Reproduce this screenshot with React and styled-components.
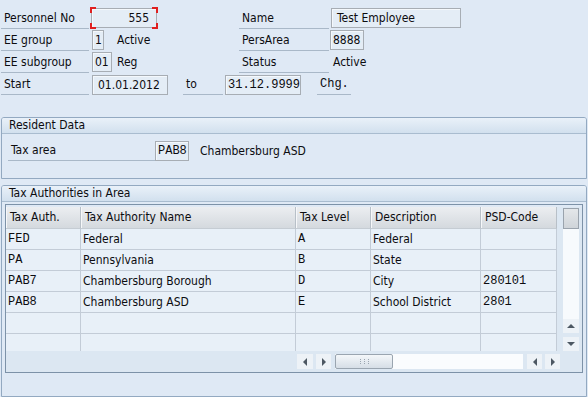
import React from 'react';
import styled, { createGlobalStyle, css } from 'styled-components';

const GlobalStyle = createGlobalStyle`
    html, body {
        margin: 0;
        padding: 0;
    }
    body {
        background: #dfe9f5;
        font-family: "DejaVu Sans Condensed", "DejaVu Sans", "Liberation Sans", Arial, sans-serif;
        font-stretch: condensed;
        font-size: 12px;
        color: #0c0c10;
    }
`;

const mono = css`
    font-family: "Liberation Mono", "Courier New", monospace;
    font-stretch: normal;
    font-size: 12px;
`;

const Screen = styled.div`
    width: 588px;
    height: 397px;
    box-sizing: border-box;
    padding: 0 1px;
    overflow: hidden;
`;

const HeaderForm = styled.div`
    padding-top: 8px;
    display: flex;
    flex-direction: column;
`;

const FormRow = styled.div`
    display: grid;
    grid-template-columns: 90px 148px 92px 1fr;
    height: 22px;
    align-items: start;
`;

const Cell = styled.div`
    display: flex;
    align-items: center;
    grid-column: ${(p) => p.$span || 'auto'};
`;

const Label = styled.div`
    box-sizing: border-box;
    width: ${(p) => p.$w}px;
    height: 21px;
    line-height: 20px;
    padding-left: 3px;
    border-bottom: 1px solid #a9b8c8;
    margin-left: ${(p) => p.$ml || 0}px;
    white-space: nowrap;
    ${(p) => p.$mono && mono}
`;

const Text = styled.span`
    height: 20px;
    line-height: 20px;
    margin-left: ${(p) => p.$ml || 0}px;
    white-space: nowrap;
`;

const Field = styled.span`
    position: relative;
    box-sizing: border-box;
    display: inline-flex;
    align-items: center;
    justify-content: ${(p) => (p.$right ? 'flex-end' : 'flex-start')};
    width: ${(p) => p.$w}px;
    height: 20px;
    padding: 0 ${(p) => p.$pad ?? 3}px;
    margin-left: ${(p) => p.$ml || 0}px;
    background: #e4edf6;
    border: 1px solid #a7adb4;
    box-shadow: inset 1px 1px 0 #f4f8fc;
    white-space: nowrap;
    ${(p) => p.$mono && mono}

    ${(p) =>
        p.$focus &&
        css`
            &::after {
                content: '';
                position: absolute;
                inset: -2px;
                background:
                    linear-gradient(#e02020, #e02020) left top / 6px 2px no-repeat,
                    linear-gradient(#e02020, #e02020) left top / 2px 6px no-repeat,
                    linear-gradient(#e02020, #e02020) right top / 6px 2px no-repeat,
                    linear-gradient(#e02020, #e02020) right top / 2px 6px no-repeat,
                    linear-gradient(#e02020, #e02020) left bottom / 6px 2px no-repeat,
                    linear-gradient(#e02020, #e02020) left bottom / 2px 6px no-repeat,
                    linear-gradient(#e02020, #e02020) right bottom / 6px 2px no-repeat,
                    linear-gradient(#e02020, #e02020) right bottom / 2px 6px no-repeat;
            }
        `}
`;

const Group = styled.section`
    border: 1px solid #93a9c1;
    border-radius: 3px 3px 0 0;
    margin-top: ${(p) => p.$mt || 0}px;
`;

const GroupTitle = styled.div`
    height: 15px;
    line-height: 15px;
    padding-left: 7px;
    background: linear-gradient(#e9f1f9, #d2e0ee);
    border-bottom: 1px solid #a9bccf;
    border-radius: 2px 2px 0 0;
`;

const GroupBody = styled.div`
    display: flex;
    align-items: center;
    padding: 6px 0 17px 6px;
`;

const TableFrame = styled.div`
    margin: 2px 3px 23px 3px;
    border: 1px solid #7d92a8;
    padding-top: 2px;
`;

const TableTop = styled.div`
    display: flex;
`;

const Grid = styled.div`
    width: 551px;
    display: flex;
    flex-direction: column;
`;

const Row = styled.div`
    display: grid;
    grid-template-columns: 75px 215px 75px 110px 76px;
`;

const HeadCell = styled.div`
    height: 21px;
    line-height: 21px;
    padding-left: 4px;
    background: linear-gradient(#eceef1, #d4d9de);
    border-right: 1px solid #b8c0c8;
    border-bottom: 1px solid #c5ccd3;
    box-shadow: inset 1px 0 0 #f6f7f9;
    white-space: nowrap;
    overflow: hidden;
`;

const Body = styled.div`
    height: 122px;
    overflow: hidden;
`;

const DataCell = styled.div`
    height: 20px;
    line-height: 20px;
    padding-left: 2px;
    background: #e8f0f8;
    border-right: 1px solid #c3ccd7;
    border-bottom: 1px solid #c3ccd7;
    white-space: nowrap;
    overflow: hidden;
    ${(p) => p.$mono && mono}
`;

const VScroll = styled.div`
    flex: 1;
    display: flex;
    flex-direction: column;
    padding: 1px 3px 0 6px;
    background: #dce7f2;
`;

const Corner = styled.div`
    box-sizing: border-box;
    height: 21px;
    border: 1px solid #9aa3ad;
    background: linear-gradient(#e4e7ea, #cfd4d9);
`;

const Track = styled.div`
    flex: 1;
    background: #f7fafd;
`;

const ArrowBtn = styled.div`
    display: flex;
    align-items: center;
    justify-content: center;
    width: ${(p) => p.$w || 15}px;
    height: ${(p) => p.$h || 15}px;
    margin-left: ${(p) => p.$ml || 0}px;
    margin-top: ${(p) => p.$mt || 0}px;
    background: #edf2f7;
`;

const Tri = styled.span`
    width: 0;
    height: 0;
    border: 4px solid transparent;
    ${(p) => p.$dir === 'left' && css`border-right-color: #4d5863; border-left-width: 0;`}
    ${(p) => p.$dir === 'right' && css`border-left-color: #4d5863; border-right-width: 0;`}
    ${(p) => p.$dir === 'up' && css`border-bottom-color: #4d5863; border-top-width: 0;`}
    ${(p) => p.$dir === 'down' && css`border-top-color: #4d5863; border-bottom-width: 0;`}
`;

const HScroll = styled.div`
    display: flex;
    align-items: center;
    height: 21px;
    padding-left: 291px;
    background: #dce7f2;
`;

const HTrack = styled.div`
    width: 188px;
    height: 15px;
    margin: 0 4px;
    background: #fafcfe;
    display: flex;
`;

const Thumb = styled.div`
    box-sizing: border-box;
    width: 58px;
    height: 15px;
    border: 1px solid #9aa5b0;
    border-radius: 2px;
    background: linear-gradient(#f4f7fa, #d6dee6);
    display: flex;
    align-items: center;
    justify-content: center;
`;

const Grip = styled.svg`
    display: block;
`;

const columns = ['Tax Auth.', 'Tax Authority Name', 'Tax Level', 'Description', 'PSD-Code'];

const rows = [
    ['FED', 'Federal', 'A', 'Federal', ''],
    ['PA', 'Pennsylvania', 'B', 'State', ''],
    ['PAB7', 'Chambersburg Borough', 'D', 'City', '280101'],
    ['PAB8', 'Chambersburg ASD', 'E', 'School District', '2801'],
    ['', '', '', '', ''],
    ['', '', '', '', ''],
];

const monoCols = [true, false, true, false, true];

export default function App() {
    return (
        <Screen>
            <GlobalStyle />
            <HeaderForm>
                <FormRow>
                    <Label $w={88}>Personnel No</Label>
                    <Cell><Field $w={66} $right $pad={7} $focus>555</Field></Cell>
                    <Label $w={90}>Name</Label>
                    <Cell><Field $w={130} $pad={5}>Test Employee</Field></Cell>
                </FormRow>
                <FormRow>
                    <Label $w={88}>EE group</Label>
                    <Cell>
                        <Field $w={12} $pad={2} $ml={1}>1</Field>
                        <Text $ml={13}>Active</Text>
                    </Cell>
                    <Label $w={90}>PersArea</Label>
                    <Cell><Field $w={34} $pad={2} $ml={-1}>8888</Field></Cell>
                </FormRow>
                <FormRow>
                    <Label $w={88}>EE subgroup</Label>
                    <Cell>
                        <Field $w={20} $pad={2} $ml={1}>01</Field>
                        <Text $ml={5}>Reg</Text>
                    </Cell>
                    <Label $w={90}>Status</Label>
                    <Cell><Text $ml={2}>Active</Text></Cell>
                </FormRow>
                <FormRow>
                    <Label $w={88}>Start</Label>
                    <Cell $span="2 / -1">
                        <Field $w={76} $pad={5} $ml={1}>01.01.2012</Field>
                        <Label $w={40} $ml={15}>to</Label>
                        <Field $w={76} $pad={2} $ml={2} $mono>31.12.9999</Field>
                        <Label $w={34} $ml={16} $mono>Chg.</Label>
                    </Cell>
                </FormRow>
            </HeaderForm>

            <Group $mt={21}>
                <GroupTitle>Resident Data</GroupTitle>
                <GroupBody>
                    <Label $w={147}>Tax area</Label>
                    <Field $w={34} $pad={2} $mono>PAB8</Field>
                    <Text $ml={11}>Chambersburg ASD</Text>
                </GroupBody>
            </Group>

            <Group $mt={6}>
                <GroupTitle>Tax Authorities in Area</GroupTitle>
                <TableFrame>
                    <TableTop>
                        <Grid>
                            <Row>
                                {columns.map((c) => (
                                    <HeadCell key={c}>{c}</HeadCell>
                                ))}
                            </Row>
                            <Body>
                                {rows.map((r, i) => (
                                    <Row key={i}>
                                        {r.map((v, j) => (
                                            <DataCell key={j} $mono={monoCols[j]}>{v}</DataCell>
                                        ))}
                                    </Row>
                                ))}
                            </Body>
                        </Grid>
                        <VScroll>
                            <Corner />
                            <Track />
                            <ArrowBtn $w={16} $h={14}><Tri $dir="up" /></ArrowBtn>
                            <ArrowBtn $w={16} $h={14} $mt={4}><Tri $dir="down" /></ArrowBtn>
                        </VScroll>
                    </TableTop>
                    <HScroll>
                        <ArrowBtn $w={16}><Tri $dir="left" /></ArrowBtn>
                        <ArrowBtn $ml={3}><Tri $dir="right" /></ArrowBtn>
                        <HTrack>
                            <Thumb>
                                <Grip width="9" height="5" viewBox="0 0 9 5">
                                    <g fill="#9aa5b0">
                                        <rect x="0" y="0" width="1" height="1" />
                                        <rect x="4" y="0" width="1" height="1" />
                                        <rect x="8" y="0" width="1" height="1" />
                                        <rect x="0" y="2" width="1" height="1" />
                                        <rect x="4" y="2" width="1" height="1" />
                                        <rect x="8" y="2" width="1" height="1" />
                                        <rect x="0" y="4" width="1" height="1" />
                                        <rect x="4" y="4" width="1" height="1" />
                                        <rect x="8" y="4" width="1" height="1" />
                                    </g>
                                </Grip>
                            </Thumb>
                        </HTrack>
                        <ArrowBtn><Tri $dir="left" /></ArrowBtn>
                        <ArrowBtn $ml={3}><Tri $dir="right" /></ArrowBtn>
                    </HScroll>
                </TableFrame>
            </Group>
        </Screen>
    );
}
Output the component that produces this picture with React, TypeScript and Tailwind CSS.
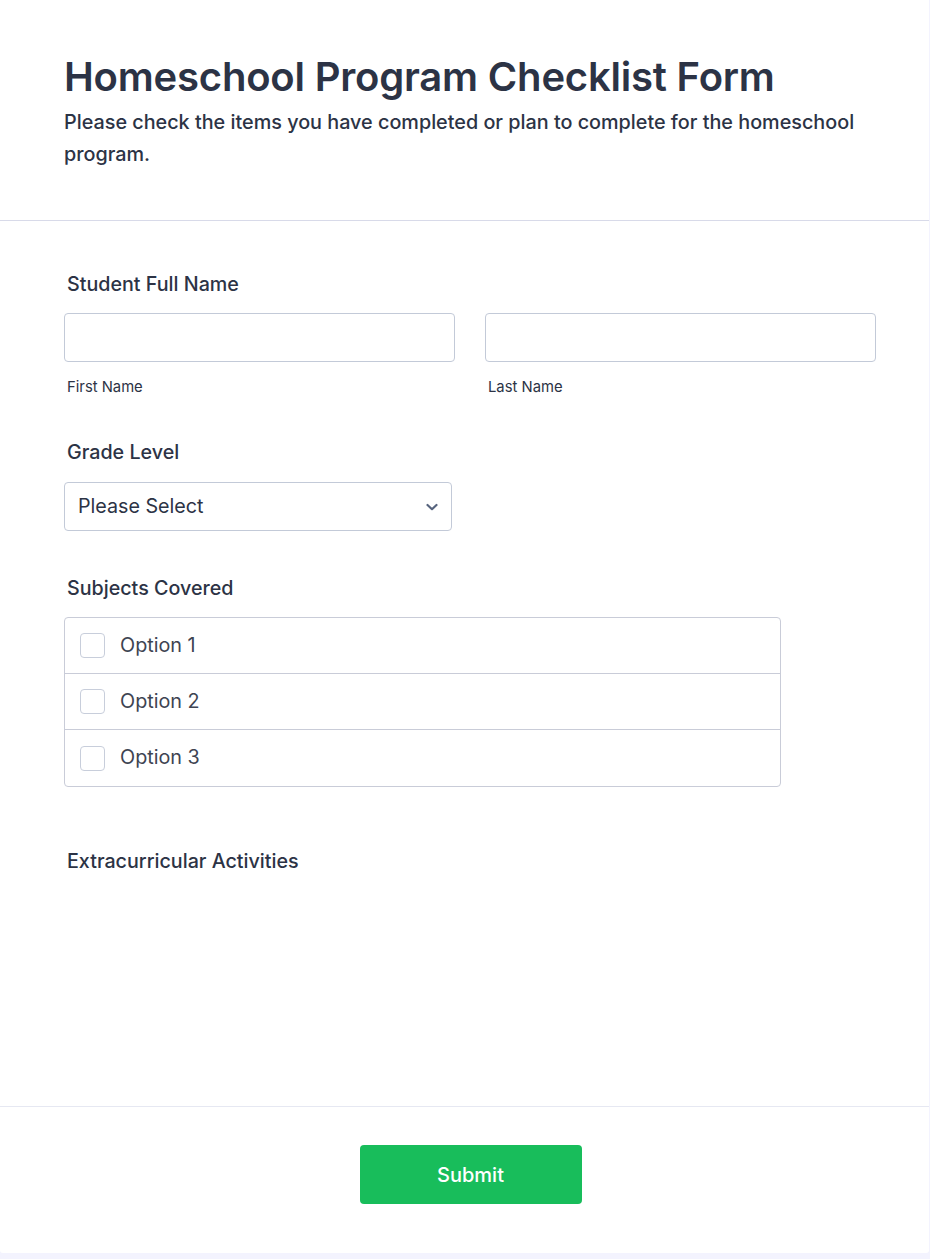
import React from "react";

export default function App() {
  const font = { fontFamily: "Inter, 'Noto Sans', sans-serif" };
  return (
    <div className="min-h-[1259px] bg-[#f3f3fe]" style={font}>
      <div className="w-[929px] bg-white rounded-b-[3px] text-[#2c3345]">
        {/* Header */}
        <div className="h-[221px] border-b border-[#d8dae9] pl-16 pr-12 pt-[53px]">
          <h1 className="text-[40px] leading-[48px] font-semibold tracking-[-0.2px]">
            Homeschool Program Checklist Form
          </h1>
          <p className="mt-[5px] text-[19.8px] leading-[32px] font-medium">
            Please check the items you have completed or plan to complete for the homeschool program.
          </p>
        </div>

        {/* Body */}
        <div className="h-[886px] border-b border-[#e6e8f2] pl-16 pr-[53px] pt-[49px]">
          {/* Student Full Name */}
          <div className="px-[3px] text-[19.7px] leading-[28px] font-medium">Student Full Name</div>
          <div className="mt-[15px] flex gap-[30px]">
            <div className="w-[391px] shrink-0">
              <div className="h-[49px] rounded-[4px] border border-[#c3cad8]" />
              <div className="mt-[16px] px-[3px] text-[14.8px] leading-[18px] text-[#2c3345]">First Name</div>
            </div>
            <div className="w-[391px] shrink-0">
              <div className="h-[49px] rounded-[4px] border border-[#c3cad8]" />
              <div className="mt-[16px] px-[3px] text-[14.8px] leading-[18px] text-[#2c3345]">Last Name</div>
            </div>
          </div>

          {/* Grade Level */}
          <div className="mt-[42px] px-[3px] text-[19.7px] leading-[28px] font-medium">Grade Level</div>
          <div className="mt-[16px] w-[388px] h-[49px] rounded-[4px] border border-[#c3cad8] flex items-center justify-between pl-[13px] pr-[12px]">
            <span className="text-[19.7px] text-[#2c3345]">Please Select</span>
            <svg width="14" height="14" viewBox="0 0 14 14" fill="none">
              <path d="M2.5 5 L7 9.2 L11.5 5" stroke="#57647e" strokeWidth="2.2" strokeLinecap="round" strokeLinejoin="round" />
            </svg>
          </div>

          {/* Subjects Covered */}
          <div className="mt-[43px] px-[3px] text-[19.7px] leading-[28px] font-medium">Subjects Covered</div>
          <div className="mt-[15px] w-[717px] rounded-[4px] border border-[#c9ccd8] flex flex-col">
            {["Option 1", "Option 2", "Option 3"].map((o, i) => (
              <div
                key={o}
                className={
                  i < 2
                    ? "h-[56px] flex items-center pl-[15px] gap-[15px] border-b border-[#c9ccd8]"
                    : "h-[56px] flex items-center pl-[15px] gap-[15px]"
                }
              >
                <div className="w-[25px] h-[25px] rounded-[4px] border border-[#c8cedb]" />
                <span className="text-[19.8px] text-[#3e4452]">{o}</span>
              </div>
            ))}
          </div>

          {/* Extracurricular Activities */}
          <div className="mt-[60px] px-[3px] text-[19.7px] leading-[28px] font-medium">Extracurricular Activities</div>
        </div>

        {/* Footer */}
        <div className="h-[146px] flex justify-center pt-[38px]">
          <button className="w-[222px] h-[59px] rounded-[4px] bg-[#18bd5b] text-white text-[20px] font-medium ml-[12px]">
            Submit
          </button>
        </div>
      </div>
    </div>
  );
}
————————
Work to complete: Scan the records for the string "components". Copy each line in which it appears.

Exercise output:
Reproduce this screenshot with React and styled-components.
import styled, { createGlobalStyle, css } from 'styled-components';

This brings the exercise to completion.